Quote only the lines from the line containing "Write the React, TypeScript" to the line containing "import React from 'react';", with both of those lines included, please, exactly as written.
══ RECORDS PROVIDED
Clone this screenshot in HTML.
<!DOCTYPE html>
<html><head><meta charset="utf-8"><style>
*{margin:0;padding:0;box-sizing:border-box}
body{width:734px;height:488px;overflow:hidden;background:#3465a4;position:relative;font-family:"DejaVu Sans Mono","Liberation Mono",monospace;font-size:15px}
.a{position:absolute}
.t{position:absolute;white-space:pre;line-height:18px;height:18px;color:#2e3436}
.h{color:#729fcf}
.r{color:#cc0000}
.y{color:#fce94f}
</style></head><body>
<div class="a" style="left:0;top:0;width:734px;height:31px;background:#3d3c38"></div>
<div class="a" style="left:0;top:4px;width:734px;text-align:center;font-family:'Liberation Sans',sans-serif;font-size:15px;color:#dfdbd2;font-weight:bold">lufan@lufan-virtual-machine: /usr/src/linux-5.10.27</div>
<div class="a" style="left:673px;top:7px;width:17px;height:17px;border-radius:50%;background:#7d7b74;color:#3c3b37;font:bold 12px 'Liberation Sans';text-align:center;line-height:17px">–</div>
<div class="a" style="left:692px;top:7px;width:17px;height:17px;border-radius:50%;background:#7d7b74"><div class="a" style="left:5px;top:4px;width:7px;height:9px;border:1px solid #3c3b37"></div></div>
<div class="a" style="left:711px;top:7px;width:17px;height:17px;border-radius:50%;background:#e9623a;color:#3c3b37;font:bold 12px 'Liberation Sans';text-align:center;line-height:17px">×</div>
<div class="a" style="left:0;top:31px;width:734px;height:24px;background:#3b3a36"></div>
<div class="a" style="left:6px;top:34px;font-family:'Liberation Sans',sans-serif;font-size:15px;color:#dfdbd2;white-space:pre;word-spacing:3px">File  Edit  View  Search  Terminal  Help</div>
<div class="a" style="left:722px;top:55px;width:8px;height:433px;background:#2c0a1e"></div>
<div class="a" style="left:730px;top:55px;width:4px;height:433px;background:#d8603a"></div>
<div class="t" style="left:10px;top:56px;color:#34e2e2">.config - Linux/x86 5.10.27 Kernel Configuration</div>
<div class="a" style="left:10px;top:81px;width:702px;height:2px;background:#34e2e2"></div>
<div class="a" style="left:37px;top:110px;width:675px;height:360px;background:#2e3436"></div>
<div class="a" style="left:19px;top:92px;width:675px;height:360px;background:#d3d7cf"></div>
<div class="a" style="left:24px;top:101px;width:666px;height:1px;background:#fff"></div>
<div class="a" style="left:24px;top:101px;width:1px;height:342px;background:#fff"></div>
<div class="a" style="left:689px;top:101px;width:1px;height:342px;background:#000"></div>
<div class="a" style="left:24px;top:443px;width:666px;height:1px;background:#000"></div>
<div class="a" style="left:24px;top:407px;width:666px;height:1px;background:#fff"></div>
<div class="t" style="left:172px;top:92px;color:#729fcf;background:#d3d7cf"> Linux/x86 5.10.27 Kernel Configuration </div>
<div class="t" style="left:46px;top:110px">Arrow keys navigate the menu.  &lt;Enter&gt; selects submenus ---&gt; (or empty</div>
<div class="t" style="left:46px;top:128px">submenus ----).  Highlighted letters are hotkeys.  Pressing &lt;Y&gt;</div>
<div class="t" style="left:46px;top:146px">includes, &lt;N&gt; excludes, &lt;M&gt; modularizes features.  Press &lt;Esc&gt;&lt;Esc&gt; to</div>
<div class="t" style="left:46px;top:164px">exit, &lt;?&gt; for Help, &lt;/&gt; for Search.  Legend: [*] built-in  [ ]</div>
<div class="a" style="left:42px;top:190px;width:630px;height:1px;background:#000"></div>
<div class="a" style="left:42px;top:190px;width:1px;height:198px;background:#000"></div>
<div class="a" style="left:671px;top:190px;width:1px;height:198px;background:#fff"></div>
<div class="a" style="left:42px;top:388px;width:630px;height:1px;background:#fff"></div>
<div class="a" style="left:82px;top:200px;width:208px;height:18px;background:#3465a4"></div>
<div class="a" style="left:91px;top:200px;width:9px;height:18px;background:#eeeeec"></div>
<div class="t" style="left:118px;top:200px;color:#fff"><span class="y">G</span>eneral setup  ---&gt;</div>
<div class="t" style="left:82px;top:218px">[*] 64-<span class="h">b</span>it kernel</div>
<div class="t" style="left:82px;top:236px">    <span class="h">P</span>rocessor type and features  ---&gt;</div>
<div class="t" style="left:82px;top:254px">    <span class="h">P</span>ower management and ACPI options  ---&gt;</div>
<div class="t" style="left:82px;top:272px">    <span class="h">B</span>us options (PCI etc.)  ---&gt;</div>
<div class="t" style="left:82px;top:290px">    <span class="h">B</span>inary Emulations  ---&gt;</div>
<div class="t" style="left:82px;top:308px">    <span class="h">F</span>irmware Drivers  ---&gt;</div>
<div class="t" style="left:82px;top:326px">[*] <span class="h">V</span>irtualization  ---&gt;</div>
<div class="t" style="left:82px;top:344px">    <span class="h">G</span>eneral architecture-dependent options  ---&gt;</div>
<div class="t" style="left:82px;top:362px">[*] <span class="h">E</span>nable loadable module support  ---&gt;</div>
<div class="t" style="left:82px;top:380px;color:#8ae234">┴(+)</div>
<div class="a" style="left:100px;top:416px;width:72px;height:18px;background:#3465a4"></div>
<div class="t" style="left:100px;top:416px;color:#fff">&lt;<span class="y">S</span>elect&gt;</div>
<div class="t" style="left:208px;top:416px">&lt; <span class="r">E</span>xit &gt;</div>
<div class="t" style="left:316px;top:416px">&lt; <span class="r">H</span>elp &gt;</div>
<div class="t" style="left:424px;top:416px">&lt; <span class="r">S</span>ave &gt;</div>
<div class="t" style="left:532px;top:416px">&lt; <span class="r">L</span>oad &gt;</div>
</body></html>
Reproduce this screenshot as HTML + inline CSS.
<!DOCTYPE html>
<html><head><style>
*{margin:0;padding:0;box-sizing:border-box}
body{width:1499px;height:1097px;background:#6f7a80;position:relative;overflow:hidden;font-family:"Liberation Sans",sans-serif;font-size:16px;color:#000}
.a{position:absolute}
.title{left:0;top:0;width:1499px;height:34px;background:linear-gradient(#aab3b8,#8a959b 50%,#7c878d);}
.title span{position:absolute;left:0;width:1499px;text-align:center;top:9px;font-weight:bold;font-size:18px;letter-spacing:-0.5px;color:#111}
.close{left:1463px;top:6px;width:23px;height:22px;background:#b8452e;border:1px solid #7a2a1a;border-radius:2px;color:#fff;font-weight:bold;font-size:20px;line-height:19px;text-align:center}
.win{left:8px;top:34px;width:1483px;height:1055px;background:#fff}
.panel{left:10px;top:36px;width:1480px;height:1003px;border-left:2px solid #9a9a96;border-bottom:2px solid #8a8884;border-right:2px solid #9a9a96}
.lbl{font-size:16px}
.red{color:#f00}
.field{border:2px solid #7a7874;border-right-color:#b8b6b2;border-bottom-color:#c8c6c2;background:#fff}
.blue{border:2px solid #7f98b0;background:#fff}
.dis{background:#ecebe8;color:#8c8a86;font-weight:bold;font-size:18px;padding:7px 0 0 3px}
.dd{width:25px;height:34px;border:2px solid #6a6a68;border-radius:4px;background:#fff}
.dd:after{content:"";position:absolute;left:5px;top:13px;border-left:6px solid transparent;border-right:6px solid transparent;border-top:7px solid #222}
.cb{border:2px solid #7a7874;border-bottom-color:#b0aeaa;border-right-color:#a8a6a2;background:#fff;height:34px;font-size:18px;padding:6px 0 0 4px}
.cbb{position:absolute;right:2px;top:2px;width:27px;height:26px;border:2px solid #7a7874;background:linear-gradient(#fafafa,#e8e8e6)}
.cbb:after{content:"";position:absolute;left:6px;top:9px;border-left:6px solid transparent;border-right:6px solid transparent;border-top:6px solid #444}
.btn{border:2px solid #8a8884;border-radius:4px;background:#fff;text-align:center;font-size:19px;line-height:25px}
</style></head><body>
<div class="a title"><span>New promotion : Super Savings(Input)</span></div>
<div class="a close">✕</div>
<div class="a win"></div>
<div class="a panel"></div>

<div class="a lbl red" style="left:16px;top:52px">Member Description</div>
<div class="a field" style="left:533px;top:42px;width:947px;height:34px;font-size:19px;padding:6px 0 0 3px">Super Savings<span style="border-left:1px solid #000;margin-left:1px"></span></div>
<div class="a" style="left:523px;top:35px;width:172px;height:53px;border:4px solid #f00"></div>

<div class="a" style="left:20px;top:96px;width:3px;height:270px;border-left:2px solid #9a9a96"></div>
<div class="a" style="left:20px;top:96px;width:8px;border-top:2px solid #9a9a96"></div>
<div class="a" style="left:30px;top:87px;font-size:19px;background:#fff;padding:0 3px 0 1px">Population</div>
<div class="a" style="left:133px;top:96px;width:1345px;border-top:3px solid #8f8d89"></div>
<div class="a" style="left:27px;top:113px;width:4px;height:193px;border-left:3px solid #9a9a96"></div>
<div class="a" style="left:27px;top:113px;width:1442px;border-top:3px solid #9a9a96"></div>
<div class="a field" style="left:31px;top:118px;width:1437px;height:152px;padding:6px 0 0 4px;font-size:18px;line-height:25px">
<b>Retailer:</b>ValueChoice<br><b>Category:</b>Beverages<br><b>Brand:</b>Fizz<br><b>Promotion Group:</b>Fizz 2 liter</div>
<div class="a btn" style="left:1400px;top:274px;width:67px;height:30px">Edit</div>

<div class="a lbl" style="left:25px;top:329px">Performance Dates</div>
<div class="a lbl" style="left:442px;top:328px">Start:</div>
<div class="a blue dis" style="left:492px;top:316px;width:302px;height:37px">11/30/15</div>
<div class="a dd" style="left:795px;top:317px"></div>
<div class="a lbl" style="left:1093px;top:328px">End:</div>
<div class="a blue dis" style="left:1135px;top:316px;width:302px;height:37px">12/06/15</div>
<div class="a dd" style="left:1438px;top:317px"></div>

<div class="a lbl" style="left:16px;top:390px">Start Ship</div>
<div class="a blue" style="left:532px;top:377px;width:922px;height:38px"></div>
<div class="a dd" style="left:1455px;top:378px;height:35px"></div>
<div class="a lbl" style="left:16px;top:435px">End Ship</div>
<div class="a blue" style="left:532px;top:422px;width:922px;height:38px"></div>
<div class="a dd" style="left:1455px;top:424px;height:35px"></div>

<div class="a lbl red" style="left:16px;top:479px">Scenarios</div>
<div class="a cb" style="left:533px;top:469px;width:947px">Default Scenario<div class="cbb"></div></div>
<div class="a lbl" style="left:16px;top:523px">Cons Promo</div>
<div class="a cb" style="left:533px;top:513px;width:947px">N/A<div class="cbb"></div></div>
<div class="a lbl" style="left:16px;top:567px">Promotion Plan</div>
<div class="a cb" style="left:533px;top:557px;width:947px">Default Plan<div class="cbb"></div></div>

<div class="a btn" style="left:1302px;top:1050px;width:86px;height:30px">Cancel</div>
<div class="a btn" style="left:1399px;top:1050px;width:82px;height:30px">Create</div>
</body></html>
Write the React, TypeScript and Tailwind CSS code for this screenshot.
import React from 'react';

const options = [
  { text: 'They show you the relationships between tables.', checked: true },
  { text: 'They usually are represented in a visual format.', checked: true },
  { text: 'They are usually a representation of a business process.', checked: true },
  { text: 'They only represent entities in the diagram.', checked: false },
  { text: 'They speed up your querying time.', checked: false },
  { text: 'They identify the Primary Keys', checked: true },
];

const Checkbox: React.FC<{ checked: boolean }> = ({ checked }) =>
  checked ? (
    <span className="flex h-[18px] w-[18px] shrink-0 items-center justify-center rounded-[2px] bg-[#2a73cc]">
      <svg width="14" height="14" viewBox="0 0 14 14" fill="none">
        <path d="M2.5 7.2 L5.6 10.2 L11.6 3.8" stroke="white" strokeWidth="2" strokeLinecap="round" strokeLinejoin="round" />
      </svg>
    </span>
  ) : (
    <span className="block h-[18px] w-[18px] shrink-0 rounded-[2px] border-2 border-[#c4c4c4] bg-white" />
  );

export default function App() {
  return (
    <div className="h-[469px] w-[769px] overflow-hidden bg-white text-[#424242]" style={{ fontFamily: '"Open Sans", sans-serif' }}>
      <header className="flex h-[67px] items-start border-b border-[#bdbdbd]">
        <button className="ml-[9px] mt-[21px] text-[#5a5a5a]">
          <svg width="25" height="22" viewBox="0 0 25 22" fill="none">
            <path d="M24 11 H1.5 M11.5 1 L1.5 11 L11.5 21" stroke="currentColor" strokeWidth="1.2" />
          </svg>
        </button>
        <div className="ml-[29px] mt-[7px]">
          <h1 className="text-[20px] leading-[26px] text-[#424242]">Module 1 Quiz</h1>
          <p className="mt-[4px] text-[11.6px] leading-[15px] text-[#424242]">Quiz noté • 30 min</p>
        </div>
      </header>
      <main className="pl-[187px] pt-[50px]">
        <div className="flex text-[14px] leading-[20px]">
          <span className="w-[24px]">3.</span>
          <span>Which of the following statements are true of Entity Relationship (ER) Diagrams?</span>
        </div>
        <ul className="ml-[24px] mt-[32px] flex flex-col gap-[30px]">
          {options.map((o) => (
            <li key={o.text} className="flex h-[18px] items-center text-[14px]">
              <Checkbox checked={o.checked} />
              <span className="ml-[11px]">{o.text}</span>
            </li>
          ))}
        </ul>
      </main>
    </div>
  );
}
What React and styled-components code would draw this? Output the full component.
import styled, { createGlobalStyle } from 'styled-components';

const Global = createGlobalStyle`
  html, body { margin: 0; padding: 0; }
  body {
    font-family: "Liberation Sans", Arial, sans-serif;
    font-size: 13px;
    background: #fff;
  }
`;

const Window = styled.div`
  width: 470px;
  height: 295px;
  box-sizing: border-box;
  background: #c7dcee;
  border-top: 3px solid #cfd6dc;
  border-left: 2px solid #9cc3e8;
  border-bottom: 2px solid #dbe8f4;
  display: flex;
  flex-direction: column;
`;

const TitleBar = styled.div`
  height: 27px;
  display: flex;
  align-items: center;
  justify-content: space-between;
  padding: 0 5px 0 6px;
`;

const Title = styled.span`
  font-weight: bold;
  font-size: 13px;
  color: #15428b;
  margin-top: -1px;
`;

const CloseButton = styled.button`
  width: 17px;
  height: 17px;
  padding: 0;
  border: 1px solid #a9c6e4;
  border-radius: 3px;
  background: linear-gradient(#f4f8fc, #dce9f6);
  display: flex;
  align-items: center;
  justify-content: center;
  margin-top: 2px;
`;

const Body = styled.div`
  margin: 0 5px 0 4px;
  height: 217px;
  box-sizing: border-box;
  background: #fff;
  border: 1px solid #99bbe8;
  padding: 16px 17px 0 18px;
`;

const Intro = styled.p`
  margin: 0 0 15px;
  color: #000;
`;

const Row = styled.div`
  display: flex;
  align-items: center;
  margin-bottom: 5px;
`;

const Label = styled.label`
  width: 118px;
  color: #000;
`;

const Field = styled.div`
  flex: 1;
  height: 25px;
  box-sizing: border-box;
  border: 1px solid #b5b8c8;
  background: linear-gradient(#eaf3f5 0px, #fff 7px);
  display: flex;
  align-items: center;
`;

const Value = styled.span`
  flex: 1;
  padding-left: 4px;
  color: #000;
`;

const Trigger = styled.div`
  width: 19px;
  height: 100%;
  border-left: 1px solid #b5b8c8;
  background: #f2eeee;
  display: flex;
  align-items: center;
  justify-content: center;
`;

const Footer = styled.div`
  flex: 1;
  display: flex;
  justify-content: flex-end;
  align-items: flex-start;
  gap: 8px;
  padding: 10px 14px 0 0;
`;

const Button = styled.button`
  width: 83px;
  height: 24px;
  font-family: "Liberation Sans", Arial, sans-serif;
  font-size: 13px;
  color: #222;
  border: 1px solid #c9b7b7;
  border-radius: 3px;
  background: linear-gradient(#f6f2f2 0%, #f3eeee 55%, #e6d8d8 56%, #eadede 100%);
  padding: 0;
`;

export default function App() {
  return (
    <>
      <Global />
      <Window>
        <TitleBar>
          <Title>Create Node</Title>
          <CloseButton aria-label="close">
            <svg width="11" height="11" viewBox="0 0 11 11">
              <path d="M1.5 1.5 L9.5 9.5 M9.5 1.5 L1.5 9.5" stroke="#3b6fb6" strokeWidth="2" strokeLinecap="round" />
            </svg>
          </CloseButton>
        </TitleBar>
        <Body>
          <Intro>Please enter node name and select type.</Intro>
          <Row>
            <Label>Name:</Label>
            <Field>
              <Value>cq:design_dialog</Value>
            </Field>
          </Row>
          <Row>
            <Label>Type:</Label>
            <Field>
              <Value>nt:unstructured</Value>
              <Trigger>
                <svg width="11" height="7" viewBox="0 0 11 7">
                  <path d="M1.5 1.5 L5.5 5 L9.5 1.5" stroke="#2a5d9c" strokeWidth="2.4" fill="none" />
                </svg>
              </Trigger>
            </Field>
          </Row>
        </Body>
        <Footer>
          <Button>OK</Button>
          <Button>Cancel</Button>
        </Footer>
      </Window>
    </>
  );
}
════
RESPONSE TO THIS EXERCISE
Write the React, TypeScript and Tailwind CSS code for this screenshot.
import React from 'react';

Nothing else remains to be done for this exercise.